Understanding and modelling future wind-driven rain loads on building envelopes for Canada

Abstract

Wind-driven rain (WDR) is the amount of rainfall that passes through a vertical plane due to its co-occurrence with wind, which can adversely impact the performance of building façades. Hygrothermal and durability analysis of façades require quantification of future WDR loads for a changing climate. This study evaluates projected changes to WDR loads across Canada for the end of century using regional climate model simulations for the Representative Concentration Pathway scenario 8.5. WDR loads are quantified in terms of omnidirectional and directional WDR amounts over periods of interest, which are relative indicators of WDR exposure and potential moisture content of absorbent surfaces, respectively.
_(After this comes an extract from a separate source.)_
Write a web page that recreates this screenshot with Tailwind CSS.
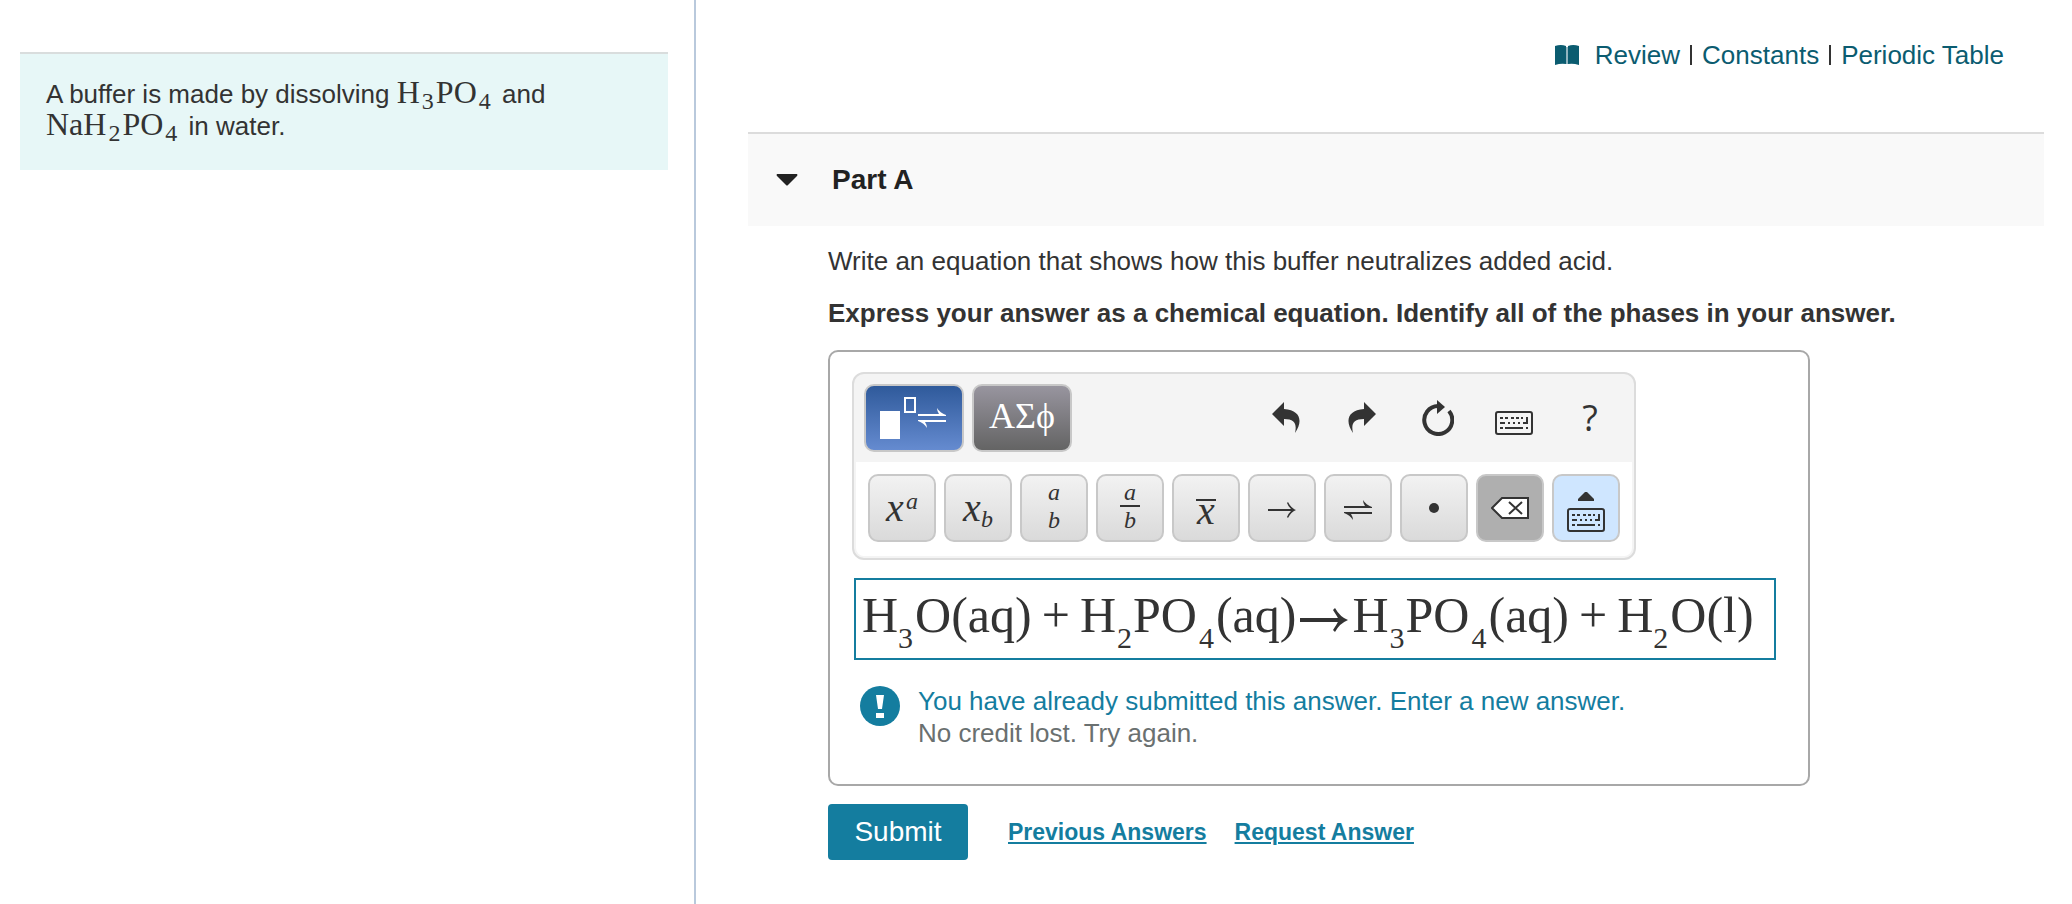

Furthermore, return levels of annual maximum WDR spell amounts, which are representative of the risk penetration through the façade, are also used to develop WDR risk category maps for Canada and specifically for 16 Canadian cities.Future projections suggest increases in WDR loads for Arctic Canada, due to increases in both rainfall and wind magnitudes, while for other regions with increased loads, it is mostly due to increases in rainfall. Results suggest a shift in the timing of the highest monthly WDR loads from summer to fall, which is suggestive of higher WDR penetration through wall systems, given the relatively low evaporation rate in fall compared to summer even in a warmer climate. Furthermore, the developed WDR risk category maps show changes to critical façade orientations with elevated risk in future climate. This information is crucial in the development of detailed guidelines to ensure climate-resilient buildings.